Some dealerships let you drive the car home the same day you sign, before the loan has been finalized with the lender. This practice is called spot delivery. The problem arises if the lender later rejects the loan application. The dealer may call you back and present new financing terms with a higher rate or larger down payment, pressuring you to accept worse terms or return the car. Some consumer advocates call this “yo-yo financing” because you get pulled back into the dealership after thinking the deal was done. Before driving off the lot, confirm whether the loan has received final approval from the funding lender, not just a preliminary acceptance from the dealer.

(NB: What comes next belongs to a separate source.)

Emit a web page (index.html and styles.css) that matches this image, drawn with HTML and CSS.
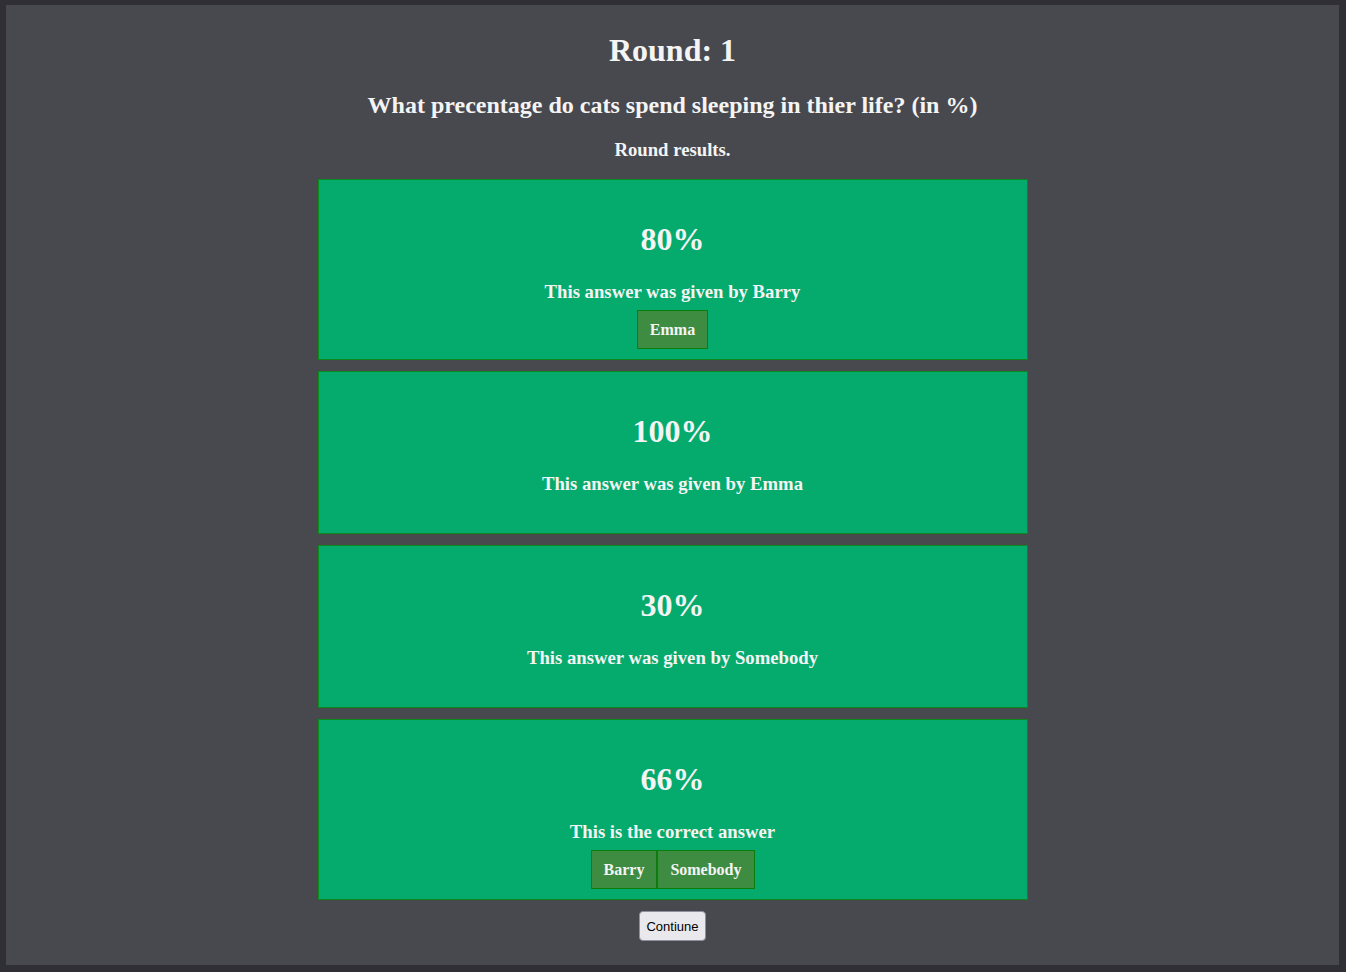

Longer loan terms are tempting because they shrink the monthly payment, but they cost you in two ways. First, the total interest is dramatically higher. On a $36,000 loan at 6.37%, a 36-month term costs roughly $3,600 in total interest. Stretch that to 84 months and the interest climbs above $8,700. Extend to 96 months and you’re past $10,000 in interest for the same car.
Second, longer terms increase the risk of going upside-down on the loan, meaning you owe more than the car is worth. New cars lose a substantial portion of their value in the first few years of ownership. With a 72- or 84-month loan, your payments may not keep pace with that depreciation for years. If the car is totaled or you need to sell it before the loan balance catches up to the car’s value, you’ll owe the difference out of pocket.
Most auto loan contracts allow prepayment without penalty, but this isn’t universal. Federal law prohibits prepayment penalties on auto loans with terms exceeding 61 months. For shorter-term loans, some states allow lenders to charge a fee for early payoff. Check your contract for any prepayment clause before signing, and if you plan to pay the loan off ahead of schedule, ask the lender directly about early payoff fees.12Consumer Financial Protection Bureau. Can I Prepay My Loan at Any Time Without Penalty?